Federal law prohibits this. The FTC’s Credit Practices Rule makes it an unfair trade practice to charge a late fee on a payment that is otherwise the full amount due and paid on time, when the only shortfall is caused by a previously assessed late fee.7eCFR. 16 CFR 444.4 – Late Charges This protection applies to consumer credit other than real estate loans. If you notice late fees appearing on your account despite making full, on-time payments, the lender may be pyramiding, and you have grounds to dispute those charges.
A late fee and a credit report delinquency are two different things, and the timing gap between them matters. Your lender can charge a late fee the day after your grace period expires, but most creditors don’t report a late payment to the credit bureaus until you’re at least 30 days past due. Some wait until 60 days. That window gives you a chance to pay up and avoid a mark on your credit history even if you’ve already eaten the late fee.

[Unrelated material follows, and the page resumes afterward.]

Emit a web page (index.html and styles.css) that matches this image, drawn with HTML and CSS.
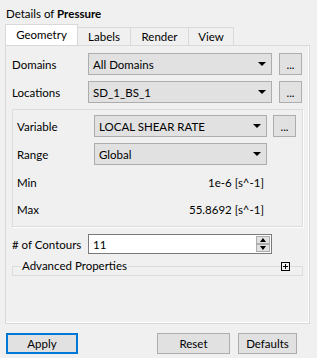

Once a late payment does land on your credit report, it stays there. Federal law limits reporting of delinquent accounts to seven years from the date the delinquency began.8Office of the Law Revision Counsel. 15 USC 1681c – Requirements Relating to Information Contained in Consumer Reports A single 30-day late notation can lower your credit score meaningfully, and the damage is hardest to recover from if your score was high to begin with. Repeated late payments compound the effect and can eventually lead to collection activity, which carries its own reporting consequences.
The most reliable prevention is autopay. Setting up automatic payments for at least the minimum due eliminates the most common cause of late fees: simply forgetting. Most lenders and credit card issuers offer this at no cost. If you’re worried about overdrafting your bank account, schedule the autopay a day or two after your regular paycheck deposits.
If you’ve already been hit with a late fee, call and ask for a waiver. Credit card issuers in particular will often reverse a late fee as a one-time courtesy, especially if you have a history of on-time payments. The worst they can say is no, and the few minutes on the phone could save you $30 or more.
Know your grace periods. A mortgage with a 15-day grace period gives you real flexibility. A credit card with a due date five days after you get your statement does not. If your due dates consistently fall at bad times relative to your income, many lenders will move the due date on request. That small scheduling change can be the difference between a clean payment record and an avoidable fee.